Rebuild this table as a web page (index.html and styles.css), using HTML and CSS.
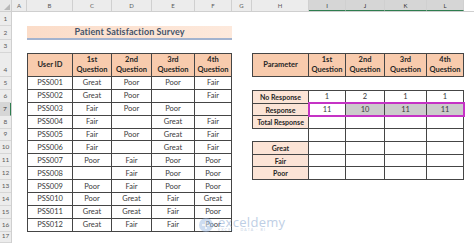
FILE: index.html
```html
<!DOCTYPE html>
<html>
<head>
<meta charset="utf-8">
<link rel="stylesheet" href="styles.css">
</head>
<body>
<div class="sheet">
  <div class="corner"><span class="tri"></span></div>
  <div class="colheads">
    <div class="ch">A</div><div class="ch">B</div><div class="ch">C</div><div class="ch">D</div>
    <div class="ch">E</div><div class="ch">F</div><div class="ch">G</div><div class="ch">H</div>
    <div class="ch sel">I</div><div class="ch sel">J</div><div class="ch sel">K</div><div class="ch sel">L</div>
    <div class="ch end"></div>
  </div>
  <div class="rowheads">
    <div class="rh">1</div><div class="rh">2</div><div class="rh">3</div><div class="rh">4</div>
    <div class="rh">5</div><div class="rh">6</div><div class="rh sel">7</div><div class="rh">8</div>
    <div class="rh">9</div><div class="rh">10</div><div class="rh">11</div><div class="rh">12</div>
    <div class="rh">13</div><div class="rh">14</div><div class="rh">15</div><div class="rh">16</div>
    <div class="rh">17</div>
  </div>
  <div class="cells">
    <div class="title">Patient Satisfaction Survey</div>

    <div class="ltable">
      <div class="hd">User ID</div><div class="hd">1st<br>Question</div><div class="hd">2nd<br>Question</div><div class="hd">3rd<br>Question</div><div class="hd">4th<br>Question</div>
      <div class="c">PSS001</div><div class="c">Great</div><div class="c">Poor</div><div class="c">Poor</div><div class="c">Fair</div>
      <div class="c">PSS002</div><div class="c">Great</div><div class="c">Poor</div><div class="c"></div><div class="c">Fair</div>
      <div class="c">PSS003</div><div class="c">Fair</div><div class="c">Poor</div><div class="c">Poor</div><div class="c"></div>
      <div class="c">PSS004</div><div class="c">Fair</div><div class="c"></div><div class="c">Great</div><div class="c">Fair</div>
      <div class="c">PSS005</div><div class="c">Fair</div><div class="c">Poor</div><div class="c">Great</div><div class="c">Fair</div>
      <div class="c">PSS006</div><div class="c">Fair</div><div class="c"></div><div class="c">Great</div><div class="c">Fair</div>
      <div class="c">PSS007</div><div class="c">Poor</div><div class="c">Fair</div><div class="c">Poor</div><div class="c">Poor</div>
      <div class="c">PSS008</div><div class="c"></div><div class="c">Fair</div><div class="c">Poor</div><div class="c">Poor</div>
      <div class="c">PSS009</div><div class="c">Poor</div><div class="c">Fair</div><div class="c">Poor</div><div class="c">Poor</div>
      <div class="c">PSS010</div><div class="c">Poor</div><div class="c">Great</div><div class="c">Fair</div><div class="c">Great</div>
      <div class="c">PSS011</div><div class="c">Great</div><div class="c">Great</div><div class="c">Fair</div><div class="c">Poor</div>
      <div class="c">PSS012</div><div class="c">Great</div><div class="c">Fair</div><div class="c">Fair</div><div class="c">Poor</div>
    </div>

    <div class="rhead">
      <div class="hd">Parameter</div><div class="hd">1st<br>Question</div><div class="hd">2nd<br>Question</div><div class="hd">3rd<br>Question</div><div class="hd">4th<br>Question</div>
    </div>

    <div class="rbody">
      <div class="c lbl">No Response</div><div class="c">1</div><div class="c">2</div><div class="c">1</div><div class="c">1</div>
      <div class="c lbl">Response</div><div class="c">11</div><div class="c hl">10</div><div class="c hl">11</div><div class="c hl">11</div>
      <div class="c lbl">Total Response</div><div class="c"></div><div class="c"></div><div class="c"></div><div class="c"></div>
      <div class="c gap"></div><div class="c"></div><div class="c"></div><div class="c"></div><div class="c"></div>
      <div class="c lbl">Great</div><div class="c"></div><div class="c"></div><div class="c"></div><div class="c"></div>
      <div class="c lbl">Fair</div><div class="c"></div><div class="c"></div><div class="c"></div><div class="c"></div>
      <div class="c lbl">Poor</div><div class="c"></div><div class="c"></div><div class="c"></div><div class="c"></div>
    </div>

    <div class="selbox"></div>

    <div class="wm">
      <svg class="wm-logo" width="20" height="16" viewBox="0 0 20 16">
        <circle cx="9" cy="8" r="7" fill="#9dbbe3"/>
        <path d="M5 8h8M9 4v8" stroke="#ffffff" stroke-width="2" fill="none" opacity="0.7"/>
      </svg>
      <div class="wm-text">
        <span class="wm-name">exceldemy</span>
        <span class="wm-sub">EXCEL · DATA · BI</span>
      </div>
    </div>
  </div>
</div>
</body>
</html>
```

FILE: styles.css
```css
* { box-sizing: border-box; }
html, body { margin: 0; padding: 0; background: #ffffff; }
body {
  font-family: "Lato", "Liberation Sans", sans-serif;
  color: #2e2e2e;
  overflow: hidden;
}
.sheet {
  width: 474px;
  height: 243px;
  display: grid;
  grid-template-columns: 12px 1fr;
  grid-template-rows: 12px 1fr;
  overflow: hidden;
}
.corner {
  background: #e8e8e8;
  border-right: 1px solid #cfcfcf;
  border-bottom: 1px solid #cfcfcf;
  display: flex;
  align-items: flex-end;
  justify-content: flex-end;
  padding: 0 1px 1px 0;
}
.tri {
  width: 0; height: 0;
  border-left: 6px solid transparent;
  border-bottom: 6px solid #b8b8b8;
}
.colheads {
  display: grid;
  grid-template-columns: 15px 46px 39px 40px 43px 37px 20px 57px 37px 39px 42px 37px 1fr;
  background: #ececec;
  border-bottom: 1px solid #cfcfcf;
}
.ch {
  font-size: 6px;
  color: #5a5a5a;
  display: flex;
  align-items: center;
  justify-content: center;
  border-right: 1px solid #d0d0d0;
}
.ch.sel {
  background: #d6d6d6;
  color: #333;
  border-bottom: 1px solid #2e7d4f;
}
.ch.end { background: #ffffff; border-right: none; }
.rowheads {
  display: grid;
  grid-template-rows: 14px 13.5px 13.5px 24px repeat(12, 12.9px) 1fr;
  background: #ececec;
  border-right: 1px solid #cfcfcf;
}
.rh {
  font-size: 6.5px;
  color: #5a5a5a;
  display: flex;
  align-items: flex-end;
  justify-content: center;
  padding-bottom: 3px;
  border-bottom: 1px solid #d6d6d6;
}
.rh.sel {
  background: #d6d6d6;
  color: #333;
  border-right: 1px solid #2e7d4f;
}
.cells {
  position: relative;
  display: grid;
  grid-template-columns: 15px 46px 39px 40px 43px 37px 20px 57px 37px 39px 42px 37px 1fr;
  grid-template-rows: 14px 13.5px 13.5px 24px repeat(12, 12.9px) 1fr;
}
.title {
  grid-row: 2;
  grid-column: 2 / 7;
  background: linear-gradient(to right, #fbdcc8, #fde9dc);
  border-bottom: 2px solid #a3b3cf;
  color: #44546a;
  font-weight: 700;
  font-size: 9px;
  letter-spacing: 0.1px;
  display: flex;
  align-items: center;
  justify-content: center;
}
.ltable {
  grid-row: 4 / 17;
  grid-column: 2 / 7;
  display: grid;
  grid-template-columns: 45px 39px 40px 43px 37px;
  grid-template-rows: 23px repeat(12, 1fr);
  border-top: 1px solid #454545;
  border-left: 1px solid #454545;
}
.rhead {
  grid-row: 4;
  grid-column: 8 / 13;
  display: grid;
  grid-template-columns: 56px 37px 39px 42px 37px;
  border-top: 1px solid #454545;
  border-left: 1px solid #454545;
}
.rbody {
  grid-row: 6 / 13;
  grid-column: 8 / 13;
  display: grid;
  grid-template-columns: 57px 37px 39px 42px 37px;
  grid-template-rows: repeat(7, 1fr);
  border-top: 1px solid #454545;
}
.hd, .c {
  border-right: 1px solid #454545;
  border-bottom: 1px solid #454545;
  display: flex;
  align-items: center;
  justify-content: center;
  text-align: center;
  font-size: 7.5px;
  white-space: nowrap;
}
.hd {
  background: #f8cbad;
  font-weight: 700;
  color: #262626;
  line-height: 10.5px;
}
.c { color: #3a3a3a; background: #ffffff; }
.rbody .lbl {
  background: #fce4d6;
  font-weight: 700;
  font-size: 7px;
  color: #262626;
  border-left: 1px solid #454545;
}
.rbody .gap { background: #ffffff; }
.rbody .hl { background: #cbcbcb; }
.selbox {
  grid-row: 7;
  grid-column: 9 / 13;
  border: 2px solid #c533c5;
  margin: -1px -1px -1px -1px;
}
.wm {
  position: absolute;
  left: 185px;
  top: 205px;
  display: flex;
  align-items: center;
  gap: 1px;
  opacity: 0.5;
}
.wm-text {
  display: flex;
  flex-direction: column;
  line-height: 0.85;
}
.wm-name {
  font-family: "Open Sans", "Liberation Sans", sans-serif;
  font-size: 13px;
  color: #7f9fcc;
  letter-spacing: 0.3px;
}
.wm-sub {
  font-size: 3.5px;
  line-height: 1;
  color: #8aa4c8;
  letter-spacing: 1.2px;
  margin-top: 1px;
}
```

§

▶ _Exercise description_
Where a line above contains the string "index", copy that line.

▶ _Output for this exercise_
Rebuild this table as a web page (index.html and styles.css), using HTML and CSS.
FILE: index.html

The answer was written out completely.